To understand where school went wrong, let us rewind:

  • Hunter-Gatherer Era was when learning was direct. No classrooms, no textbooks, just real-world survival skills. Your uncle taught you how to track prey. Your mom showed you which mushrooms would not kill you. If you did not learn fast, you died. Simple.
  • Agricultural Age was when society became structured. Men became warriors or farmers, women managed homes. Education was still practical, but roles were rigid.
  • Industrial Age was when factories needed workers who could follow instructions. Schools shifted to mass-producing disciplined, obedient employees. Memorization became the gold standard. This was the birth of school as we know it.
  • Service Age (20th Century to Present) was when jobs got more complex. School became a filter. It was not just about knowledge. It was about proving you could sit still, grind for years, and emerge with a diploma that said, “This person can handle structured work.”

This system made sense in an era where most jobs were predictable. But now, not so much.

4. The Knowledge Age: School’s Identity Crisis

Today, AI can learn faster than any student. If a job is well-defined, like bookkeeping, coding, or even diagnosing diseases, AI will do it better. That is why automation is wiping out predictable jobs, and why people are asking, “What is left for humans?”

The answer is creativity, problem-solving, and adaptability. AI is powerful, but it cannot think outside the box. It does not take risks. It does not create new knowledge. That is still a human advantage.

This shift is why people are ditching school. The old promise, “master a curriculum, get a job,” does not hold up when AI can outlearn experts in seconds. For some, a degree is just a way to make grandma proud.

5. Should You Drop Out?

Dropping out is only smart if you have a real plan. If you are building something profitable, jumping into an industry where skills matter more than credentials, or innovating in AI-driven fields, school might be a waste of time.

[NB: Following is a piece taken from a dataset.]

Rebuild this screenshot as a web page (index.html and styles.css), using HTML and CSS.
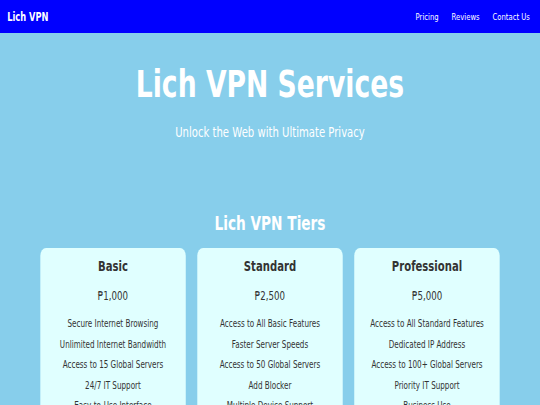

But if you do not have a clear direction, dropping out might just leave you stranded. Some careers still need credentials, like medicine, law, and engineering. For now, the system still holds weight in these areas.

The real takeaway? The question is not “Should I drop out?” but “What am I doing that AI cannot?” If school helps you answer that, stay. If it does not, leave.

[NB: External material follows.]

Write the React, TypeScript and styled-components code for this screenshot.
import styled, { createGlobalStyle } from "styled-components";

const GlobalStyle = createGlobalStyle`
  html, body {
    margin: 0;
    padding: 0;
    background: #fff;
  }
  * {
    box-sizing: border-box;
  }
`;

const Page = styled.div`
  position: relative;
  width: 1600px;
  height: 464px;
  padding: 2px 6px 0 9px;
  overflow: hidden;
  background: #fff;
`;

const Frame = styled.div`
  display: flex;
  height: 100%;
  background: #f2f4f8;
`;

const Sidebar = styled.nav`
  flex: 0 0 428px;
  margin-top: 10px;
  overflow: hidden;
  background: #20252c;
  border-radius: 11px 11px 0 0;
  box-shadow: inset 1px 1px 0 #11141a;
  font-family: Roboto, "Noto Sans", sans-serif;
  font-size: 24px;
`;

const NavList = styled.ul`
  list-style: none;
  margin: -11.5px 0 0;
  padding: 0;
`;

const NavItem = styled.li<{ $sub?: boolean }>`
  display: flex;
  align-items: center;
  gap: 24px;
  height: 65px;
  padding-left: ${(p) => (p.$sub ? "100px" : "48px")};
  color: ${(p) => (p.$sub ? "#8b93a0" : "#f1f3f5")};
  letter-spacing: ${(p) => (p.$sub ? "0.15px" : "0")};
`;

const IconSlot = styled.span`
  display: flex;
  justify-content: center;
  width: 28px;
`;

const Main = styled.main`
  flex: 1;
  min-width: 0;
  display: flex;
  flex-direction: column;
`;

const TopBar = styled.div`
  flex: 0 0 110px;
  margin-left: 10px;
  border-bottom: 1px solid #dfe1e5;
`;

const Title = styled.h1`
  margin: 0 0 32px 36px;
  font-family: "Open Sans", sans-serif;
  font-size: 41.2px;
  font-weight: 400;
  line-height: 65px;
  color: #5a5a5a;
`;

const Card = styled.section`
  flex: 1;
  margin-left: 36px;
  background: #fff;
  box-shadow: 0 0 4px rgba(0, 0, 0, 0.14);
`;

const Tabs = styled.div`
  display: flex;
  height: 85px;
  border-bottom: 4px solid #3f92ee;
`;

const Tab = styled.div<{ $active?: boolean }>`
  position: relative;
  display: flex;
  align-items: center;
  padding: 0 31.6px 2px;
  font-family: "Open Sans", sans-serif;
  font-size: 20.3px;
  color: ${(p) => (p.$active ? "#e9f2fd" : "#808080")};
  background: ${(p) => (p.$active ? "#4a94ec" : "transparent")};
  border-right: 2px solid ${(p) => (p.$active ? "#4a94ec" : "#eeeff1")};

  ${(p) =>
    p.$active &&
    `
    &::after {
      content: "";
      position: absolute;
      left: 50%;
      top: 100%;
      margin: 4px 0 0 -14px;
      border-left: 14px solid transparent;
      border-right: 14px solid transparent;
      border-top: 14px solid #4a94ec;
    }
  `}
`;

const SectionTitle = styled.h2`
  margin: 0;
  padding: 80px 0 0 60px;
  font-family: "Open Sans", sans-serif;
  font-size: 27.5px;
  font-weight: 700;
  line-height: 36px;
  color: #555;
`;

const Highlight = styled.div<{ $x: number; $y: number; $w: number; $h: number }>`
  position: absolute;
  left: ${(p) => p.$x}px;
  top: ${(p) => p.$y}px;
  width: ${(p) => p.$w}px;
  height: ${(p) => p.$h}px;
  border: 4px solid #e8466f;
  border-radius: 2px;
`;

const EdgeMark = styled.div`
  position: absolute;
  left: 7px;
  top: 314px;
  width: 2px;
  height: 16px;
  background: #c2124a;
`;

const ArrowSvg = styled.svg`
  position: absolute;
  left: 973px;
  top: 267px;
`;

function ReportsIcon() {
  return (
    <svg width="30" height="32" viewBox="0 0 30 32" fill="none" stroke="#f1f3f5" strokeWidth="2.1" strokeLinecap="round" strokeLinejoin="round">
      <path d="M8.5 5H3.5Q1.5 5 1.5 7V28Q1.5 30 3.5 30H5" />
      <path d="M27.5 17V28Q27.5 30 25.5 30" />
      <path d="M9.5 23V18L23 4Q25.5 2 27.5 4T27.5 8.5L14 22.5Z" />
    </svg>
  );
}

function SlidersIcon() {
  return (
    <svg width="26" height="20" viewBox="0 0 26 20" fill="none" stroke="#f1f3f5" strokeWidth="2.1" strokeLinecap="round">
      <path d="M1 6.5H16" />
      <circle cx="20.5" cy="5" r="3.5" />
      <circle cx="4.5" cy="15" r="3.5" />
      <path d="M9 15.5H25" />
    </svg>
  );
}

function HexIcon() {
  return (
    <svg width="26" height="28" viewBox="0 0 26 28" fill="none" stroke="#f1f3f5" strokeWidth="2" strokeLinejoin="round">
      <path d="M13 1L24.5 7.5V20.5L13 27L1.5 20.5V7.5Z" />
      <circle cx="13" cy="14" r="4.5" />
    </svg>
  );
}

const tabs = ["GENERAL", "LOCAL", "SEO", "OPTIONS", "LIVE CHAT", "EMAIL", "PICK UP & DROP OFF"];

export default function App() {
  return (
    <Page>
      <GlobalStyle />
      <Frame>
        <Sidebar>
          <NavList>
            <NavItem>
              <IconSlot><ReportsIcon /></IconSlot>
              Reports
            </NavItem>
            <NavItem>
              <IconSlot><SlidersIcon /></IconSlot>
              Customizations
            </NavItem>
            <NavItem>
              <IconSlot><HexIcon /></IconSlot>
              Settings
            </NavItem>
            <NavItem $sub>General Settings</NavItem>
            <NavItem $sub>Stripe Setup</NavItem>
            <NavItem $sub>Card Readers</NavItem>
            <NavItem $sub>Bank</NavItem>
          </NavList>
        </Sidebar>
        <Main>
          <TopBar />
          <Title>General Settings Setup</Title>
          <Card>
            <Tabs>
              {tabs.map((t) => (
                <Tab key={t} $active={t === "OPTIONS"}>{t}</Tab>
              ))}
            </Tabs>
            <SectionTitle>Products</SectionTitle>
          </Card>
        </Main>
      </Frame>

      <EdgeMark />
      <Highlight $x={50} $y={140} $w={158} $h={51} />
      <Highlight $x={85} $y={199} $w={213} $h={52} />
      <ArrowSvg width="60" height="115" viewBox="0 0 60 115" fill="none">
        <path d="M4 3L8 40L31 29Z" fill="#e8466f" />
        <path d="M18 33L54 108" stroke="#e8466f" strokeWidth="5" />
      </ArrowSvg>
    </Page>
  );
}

6. The Future of Jobs: More Work, Not Less

People love to panic about job losses. But the truth is AI is not just replacing jobs. It is creating new ones at an insane rate.

  • LLM Wrappers will be everywhere. Every app, service, and website could be improved with AI integration, but most are not. Look at your phone. How many apps actually use AI to their full potential? Almost none. Someone has to build this.
  • Biosignal Tech is expanding. Garmin watches already track fitness, but in the future, AI will analyze everything. Your sleep, stress levels, gut health, even how efficiently your body absorbs nutrients. Imagine toilets that analyze your urine and blood sugar in real time. Sound crazy? It is coming.
  • Industry-Specific AI Models are necessary. Every industry, from mining to healthcare, will need its own specialized AI. It is not just about using ChatGPT. Companies will need tailored models trained on their unique data.

The old jobs are fading, sure. But new ones? They are limitless. The world does not need more people who can memorize answers. It needs people who can create new ones.

7. The Bottom Line

School is not useless, but it is not the only path anymore. If you are disciplined, adaptable, and willing to learn, you can outpace traditional education by using AI as your tutor, business partner, and research assistant.

The future belongs to those who build, not just those who obey.

So, should you stay in school? There is no universal answer. But one thing is certain. The system is not coming back. The only real question is, are you evolving with it?